Authors differ in whether they indicate vowel harmony in writing, as well as whether they write clitics as separate words.
Consonants in word-initial position are as follows:
All simple nasals, oral stops apart from q and glottal, and the sonorants l r y w may be geminated (doubled), though geminate r only occurs in ideophones. (Geminate consonants are written double.) Q is inherently geminate and may occur in an initial position; otherwise, geminate consonants and consonant clusters, including nt, nc, nk, nq ( [ɴq] ), are restricted to word-medial and -final position. In the final place, geminate consonants may be followed by a faint epenthetic schwa vowel.

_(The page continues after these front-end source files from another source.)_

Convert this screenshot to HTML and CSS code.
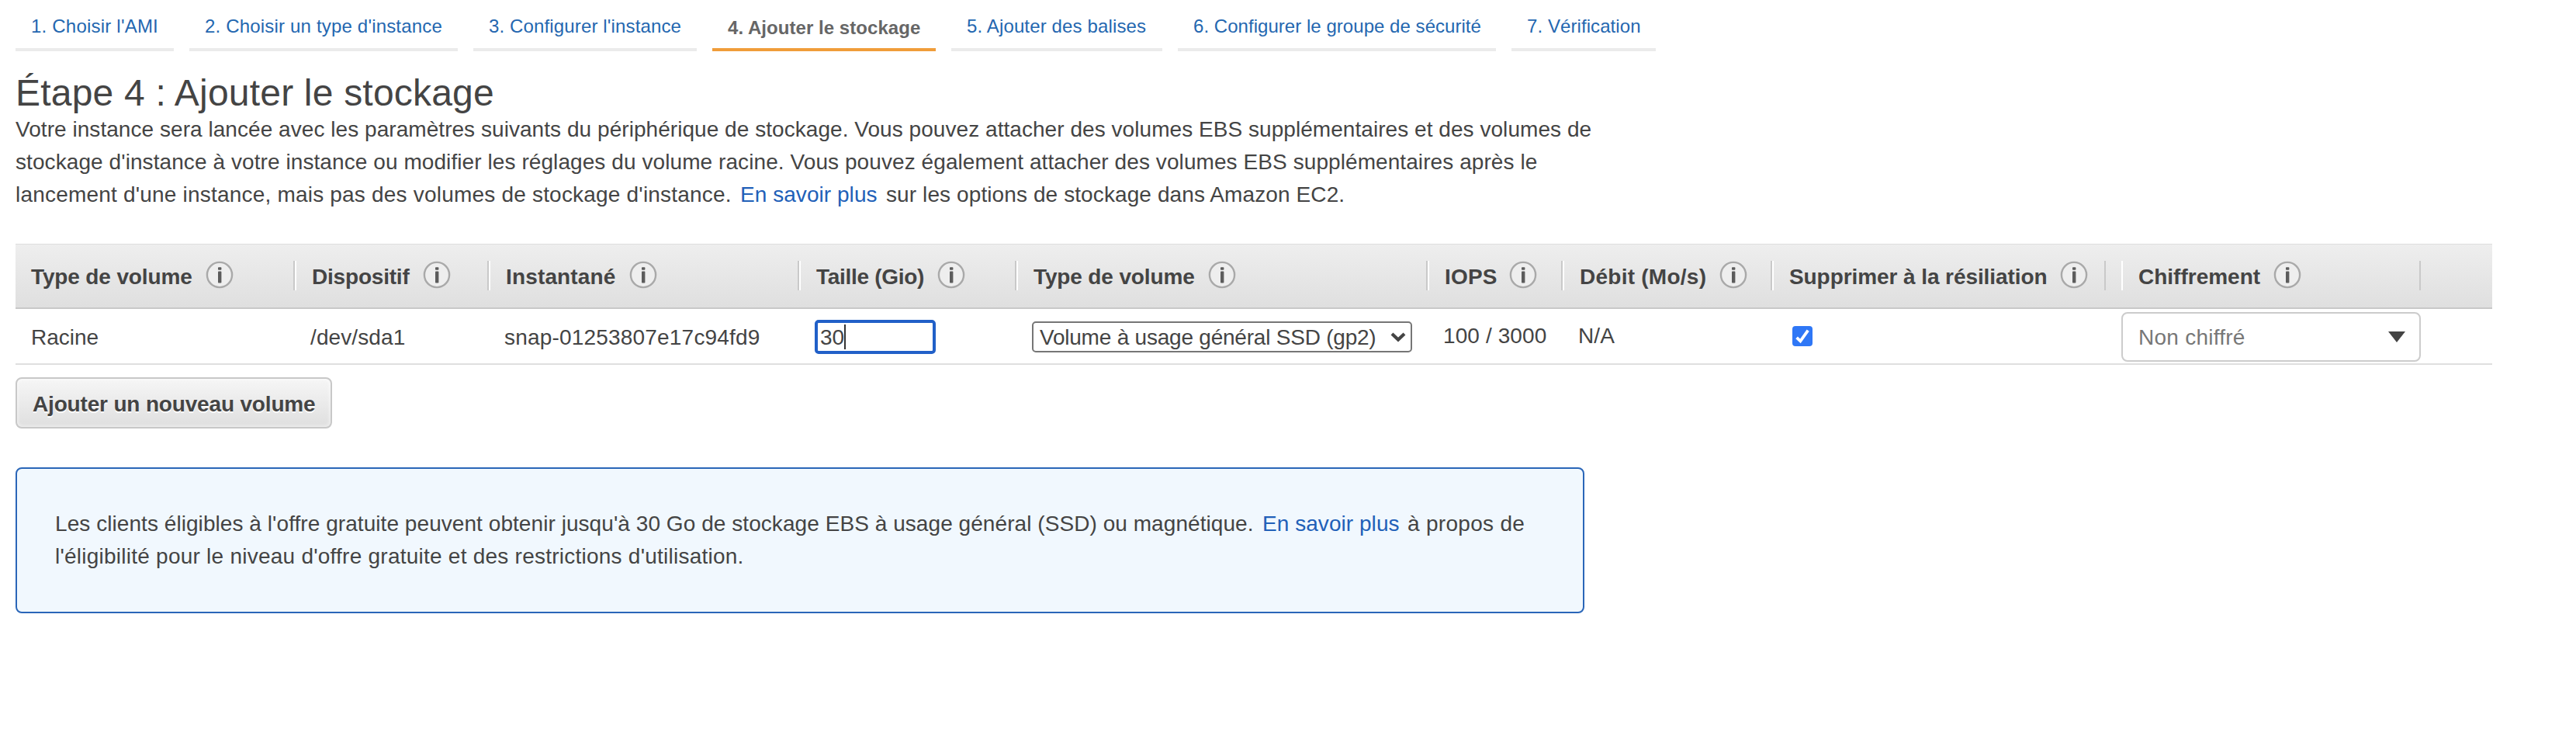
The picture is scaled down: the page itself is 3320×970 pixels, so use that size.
FILE: index.html
```html
<!DOCTYPE html>
<html lang="fr">
<head>
<meta charset="utf-8">
<title>Étape 4 : Ajouter le stockage</title>
<link rel="stylesheet" href="styles.css">
</head>
<body>
<svg class="sprite" aria-hidden="true">
  <symbol id="info" viewBox="0 0 36 36">
    <circle cx="18" cy="18" r="16.1" fill="#eee" stroke="#a9a9a9" stroke-width="2.4"/>
    <rect x="16" y="8.2" width="4.4" height="3.6" rx="0.8" fill="#5c5c5c"/>
    <rect x="16" y="13.6" width="4.4" height="15" rx="0.8" fill="#5c5c5c"/>
  </symbol>
</svg>

<nav class="steps">
  <a class="step step-1">1. Choisir l'AMI</a>
  <a class="step step-2">2. Choisir un type d'instance</a>
  <a class="step step-3">3. Configurer l'instance</a>
  <a class="step step-4 active">4. Ajouter le stockage</a>
  <a class="step step-5">5. Ajouter des balises</a>
  <a class="step step-6">6. Configurer le groupe de sécurité</a>
  <a class="step step-7">7. Vérification</a>
</nav>

<main>
  <h1 class="title">Étape 4 : Ajouter le stockage</h1>
  <p class="intro">
    <span class="line intro-1">Votre instance sera lancée avec les paramètres suivants du périphérique de stockage. Vous pouvez attacher des volumes EBS supplémentaires et des volumes de</span>
    <span class="line intro-2">stockage d'instance à votre instance ou modifier les réglages du volume racine. Vous pouvez également attacher des volumes EBS supplémentaires après le</span>
    <span class="line intro-3"><span class="before-link">lancement d'une instance, mais pas des volumes de stockage d'instance.</span><a class="link">En savoir plus</a><span class="after-link">sur les options de stockage dans Amazon EC2.</span></span>
  </p>

  <section class="volumes">
    <div class="grid head">
      <div class="th th-first"><span class="label type">Type de volume</span><svg class="info"><use href="#info"/></svg></div>
      <div class="th"><span class="label device">Dispositif</span><svg class="info"><use href="#info"/></svg></div>
      <div class="th"><span class="label snapshot">Instantané</span><svg class="info"><use href="#info"/></svg></div>
      <div class="th"><span class="label size">Taille (Gio)</span><svg class="info"><use href="#info"/></svg></div>
      <div class="th"><span class="label type">Type de volume</span><svg class="info"><use href="#info"/></svg></div>
      <div class="th"><span class="label iops">IOPS</span><svg class="info"><use href="#info"/></svg></div>
      <div class="th"><span class="label rate">Débit (Mo/s)</span><svg class="info"><use href="#info"/></svg></div>
      <div class="th th-delete"><span class="label delete">Supprimer à la résiliation</span><svg class="info"><use href="#info"/></svg></div>
      <div class="th"><span class="label">Chiffrement</span><svg class="info"><use href="#info"/></svg></div>
    </div>
    <div class="grid row">
      <div class="td td-first">Racine</div>
      <div class="td td-device">/dev/sda1</div>
      <div class="td td-snapshot">snap-01253807e17c94fd9</div>
      <div class="td"><div class="size-field"><span>30</span><i class="caret"></i></div></div>
      <div class="td"><div class="select"><span>Volume à usage général SSD (gp2)</span><svg class="chevron" viewBox="0 0 20 14"><path d="M2 3 10 10.5 18 3" fill="none" stroke="#444" stroke-width="4.2"/></svg></div></div>
      <div class="td td-raised">100 / 3000</div>
      <div class="td td-raised td-rate">N/A</div>
      <div class="td td-check"><svg class="checkbox" viewBox="0 0 26 26"><rect width="26" height="26" rx="4" fill="#2f77f6"/><path d="M5.6 14.8 10.4 19.4 20.2 5.6" fill="none" stroke="#fff" stroke-width="3.8"/></svg></div>
      <div class="td td-cipher"><div class="dropdown"><span>Non chiffré</span><svg class="arrow" viewBox="0 0 22 14"><path d="M0 0H22L11 14Z" fill="#444"/></svg></div></div>
    </div>
  </section>

  <button class="add">Ajouter un nouveau volume</button>

  <aside class="notice">
    <span class="line notice-1"><span class="before-link">Les clients éligibles à l'offre gratuite peuvent obtenir jusqu'à 30 Go de stockage EBS à usage général (SSD) ou magnétique.</span><a class="link">En savoir plus</a><span class="after-link">à propos de</span></span>
    <span class="line notice-2">l'éligibilité pour le niveau d'offre gratuite et des restrictions d'utilisation.</span>
  </aside>
</main>
</body>
</html>
```

FILE: styles.css
```css
* { box-sizing: border-box; }

body {
  margin: 0;
  padding: 0 20px;
  background: #fff;
  color: #444;
  font: 28px/42px "Liberation Sans", Arial, sans-serif;
}

.sprite { position: absolute; width: 0; height: 0; }

/* Wizard steps */
.steps { display: flex; gap: 20px; height: 66px; }
.step {
  padding: 16px 0 0 20px;
  border-bottom: 4px solid #ebebeb;
  color: #2467b0;
  font-size: 24px;
  line-height: 36px;
  white-space: nowrap;
}
.step.active {
  padding-top: 18px;
  border-color: #f09d3a;
  color: #666;
  font-weight: bold;
}
.step-1 { width: 204px; letter-spacing: 0.21px; }
.step-2 { width: 346px; letter-spacing: 0.18px; }
.step-3 { width: 288px; letter-spacing: 0.14px; }
.step-4 { width: 288px; letter-spacing: 0.05px; }
.step-5 { width: 272px; letter-spacing: 0.14px; }
.step-6 { width: 410px; letter-spacing: 0.04px; }
.step-7 { width: 186px; letter-spacing: 0.08px; }

/* Heading and introduction */
.title {
  margin: 27px 0 0;
  font-size: 48px;
  font-weight: normal;
  line-height: 53px;
  letter-spacing: 0.2px;
}
.intro { margin: 0; }
.line { display: flex; height: 42px; white-space: nowrap; }
.link { color: #2160b8; letter-spacing: 0.05px; }
.intro-1 { letter-spacing: 0.05px; }
.intro-2 { letter-spacing: 0.08px; }
.intro-3 .before-link { width: 934px; letter-spacing: 0.2px; }
.intro-3 .link { width: 188px; }
.intro-3 .after-link { letter-spacing: 0.1px; }

/* Volume table */
.volumes { width: 3192px; margin-top: 42px; }
.grid {
  display: grid;
  grid-template-columns: 360px 250px 400px 280px 530px 174px 270px 450px 386px;
}
.head {
  height: 84px;
  padding-top: 21px;
  border-top: 1px solid #ddd;
  border-bottom: 2px solid #c8c8c8;
  background: linear-gradient(#eee, #dfdfdf);
}
.th {
  display: flex;
  height: 38px;
  padding-left: 20px;
  border-left: 2px solid #fff;
  border-right: 2px solid #c9c9c9;
  font-weight: bold;
  line-height: 41px;
  white-space: nowrap;
}
.th-first { border-left: 0; }
.th-delete { margin-right: 20px; }
.info { flex: none; width: 36px; height: 36px; margin-left: 17px; }
.type { letter-spacing: -0.14px; }
.device { letter-spacing: -0.2px; }
.snapshot { letter-spacing: 0.15px; }
.size { letter-spacing: -0.3px; }
.iops { letter-spacing: 0.2px; }
.iops + .info { margin-left: 15px; }
.rate { letter-spacing: 0.25px; }
.delete { letter-spacing: -0.08px; }

.row { height: 72px; border-bottom: 2px solid #dfdfdf; }
.td { padding-left: 20px; line-height: 73px; white-space: nowrap; }
.td-device { letter-spacing: 0.1px; }
.td-snapshot { letter-spacing: 0.19px; }
.td-raised { line-height: 69px; letter-spacing: 0.1px; }

.size-field {
  display: flex;
  align-items: flex-start;
  width: 156px;
  height: 44px;
  margin-top: 14px;
  padding-left: 3px;
  border: 4px solid #2160c8;
  border-radius: 5px;
  line-height: 37px;
}
.caret { width: 2px; height: 32px; margin-top: 2px; background: #333; }

.select {
  display: flex;
  justify-content: space-between;
  width: 490px;
  height: 40px;
  margin-top: 16px;
  padding: 0 6px 0 8px;
  border: 2px solid #767676;
  border-radius: 5px;
  line-height: 37px;
  letter-spacing: -0.22px;
}
.chevron { width: 20px; height: 14px; margin-top: 11px; }

.td-check { padding: 22px 0 0 26px; line-height: 0; }
.checkbox { width: 26px; height: 26px; }

.td-cipher { padding-left: 0; }
.dropdown {
  display: flex;
  justify-content: space-between;
  width: 386px;
  height: 64px;
  margin-top: 4px;
  padding: 0 18px 0 20px;
  border: 2px solid #ccc;
  border-radius: 8px;
  color: #777;
  line-height: 61px;
  letter-spacing: 0.25px;
}
.arrow { width: 22px; height: 14px; margin-top: 23px; }

/* Add button */
.add {
  display: block;
  width: 408px;
  height: 66px;
  margin: 16px 0 0;
  padding: 3px 0 0 20px;
  border: 2px solid #c8c8c8;
  border-radius: 8px;
  background: linear-gradient(#f6f6f6, #dfdfdf);
  box-shadow: inset 0 0 4px 1px rgba(255, 255, 255, 0.6);
  color: #444;
  font: bold 28px/59px "Liberation Sans", Arial, sans-serif;
  letter-spacing: -0.17px;
  text-align: left;
  text-shadow: 0 2px 0 #fff;
  white-space: nowrap;
}

/* Free tier notice */
.notice {
  width: 2022px;
  height: 188px;
  margin-top: 50px;
  padding: 50px 0 0 49px;
  border: 2px solid #2a66b8;
  border-radius: 8px;
  background: #f1f8fe;
}
.notice-1 .before-link { width: 1556px; letter-spacing: 0.06px; }
.notice-1 .link { width: 187px; }
.notice-1 .after-link { letter-spacing: 0.3px; }
.notice-2 { letter-spacing: 0.24px; }
```
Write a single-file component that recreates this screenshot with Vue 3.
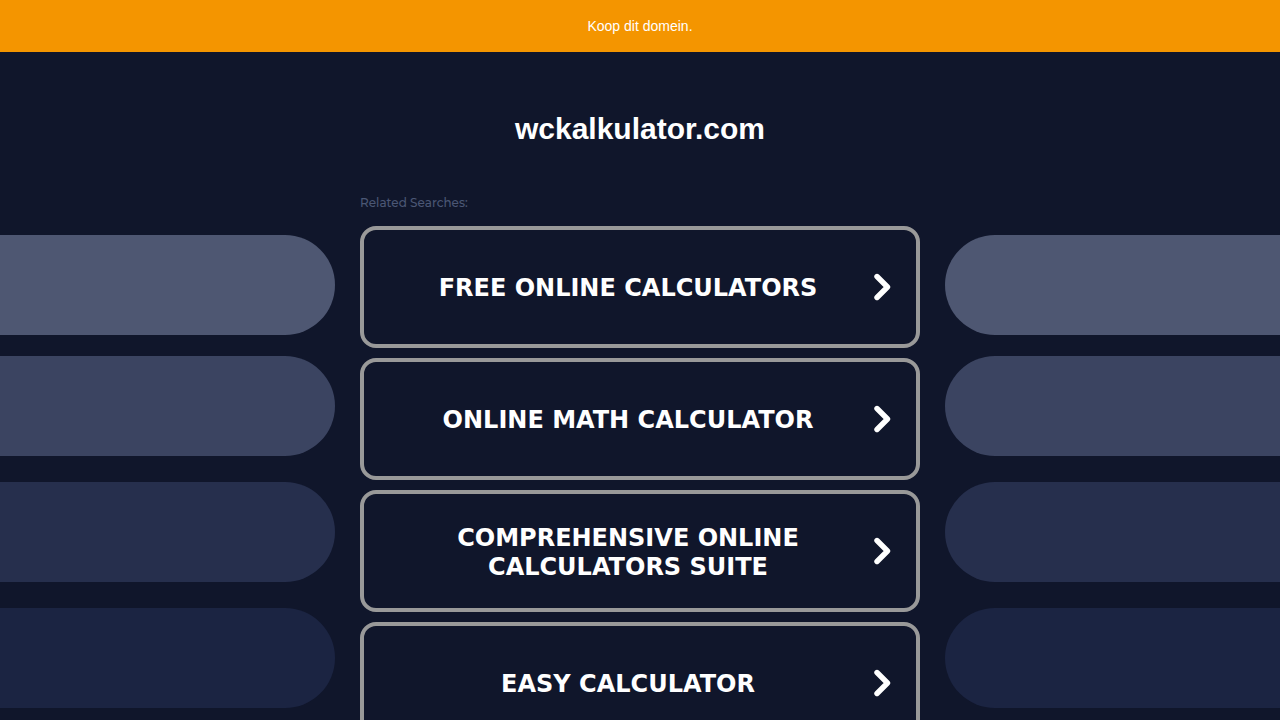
<script setup>
import { ref } from "vue";

const domain = ref("wckalkulator.com");
const searches = ref([
  "Free Online Calculators",
  "Online Math Calculator",
  "Comprehensive Online Calculators Suite",
  "Easy Calculator",
]);
const pills = ["one", "two", "three", "four"];
</script>

<template>
  <header class="banner">
    <a href="#">Koop dit domein.</a>
  </header>
  <main>
    <h1>{{ domain }}</h1>
    <div class="columns">
      <div class="pills left" aria-hidden="true">
        <span v-for="pill in pills" :key="pill" :class="['pill', pill]"></span>
      </div>
      <section class="related">
        <h2>Related Searches:</h2>
        <a v-for="item in searches" :key="item" class="card" href="#">
          <span class="title">{{ item }}</span>
          <svg class="arrow" width="20" height="28" viewBox="0 0 20 28">
            <path d="M5 3.5 L15.5 14 L5 24.5" />
          </svg>
        </a>
      </section>
      <div class="pills right" aria-hidden="true">
        <span v-for="pill in pills" :key="pill" :class="['pill', pill]"></span>
      </div>
    </div>
  </main>
</template>

<style>
body {
  margin: 0;
  background: #10162b;
}
</style>

<style scoped>
* {
  box-sizing: border-box;
}
a {
  text-decoration: none;
}
.banner {
  display: flex;
  justify-content: center;
  padding: 16px;
  background: #f49500;
  font: 14px/20px "Liberation Sans", Arial, sans-serif;
}
.banner a {
  color: #fff;
}
h1 {
  margin: 0;
  padding: 60px 16px 48px;
  color: #fff;
  font: bold 30px/34px "Liberation Sans", Arial, sans-serif;
  text-align: center;
}
.columns {
  display: grid;
  grid-template-columns: 1fr minmax(0, 560px) 1fr;
  gap: 25px;
}
.related {
  display: flex;
  flex-direction: column;
  gap: 10px;
}
h2 {
  margin: 0 0 4px;
  color: #4b5775;
  font: 500 12px/18px Montserrat, Inter, sans-serif;
}
.card {
  display: flex;
  align-items: center;
  min-height: 122px;
  padding: 16px 24px 16px 0;
  border: 4px solid #999;
  border-radius: 16px;
  color: #fff;
}
.title {
  flex: 1;
  padding: 3px 20px 0 40px;
  font: bold 24px/29px Verdana, "DejaVu Sans", sans-serif;
  text-align: center;
  text-transform: uppercase;
}
.arrow {
  flex: none;
}
.arrow path {
  fill: none;
  stroke: #fff;
  stroke-width: 5.4;
  stroke-linecap: round;
  stroke-linejoin: round;
}
.pills {
  display: flex;
  flex-direction: column;
  gap: 26px;
  padding-top: 41px;
}
.pill {
  height: 100px;
}
.left .pill {
  border-radius: 0 50px 50px 0;
}
.right .pill {
  border-radius: 50px 0 0 50px;
}
.one {
  margin-bottom: -5px;
  background: #4e5772;
}
.two {
  background: #3b4461;
}
.three {
  background: #262f4d;
}
.four {
  background: #1b2442;
}
</style>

Of the consonants in the chart above, p d c k do not occur in the intermediate or final position, being replaced by f r s and zero, though geminate pp dd cc kk are common. Phonetic p c k do occur finally, but only as allophones of b j g due to final devoicing.
Unlike most sub-Saharan African languages, Wolof has no tones. Other non-tonal languages of sub-Saharan Africa include Amharic, Swahili and Fula.
In Wolof, verbs are unchangeable stems that cannot be conjugated. To express different tenses or aspects of an action, personal pronouns are conjugated – not the verbs. Therefore, the term temporal pronoun has become established for this part of speech. It is also referred to as a focus form.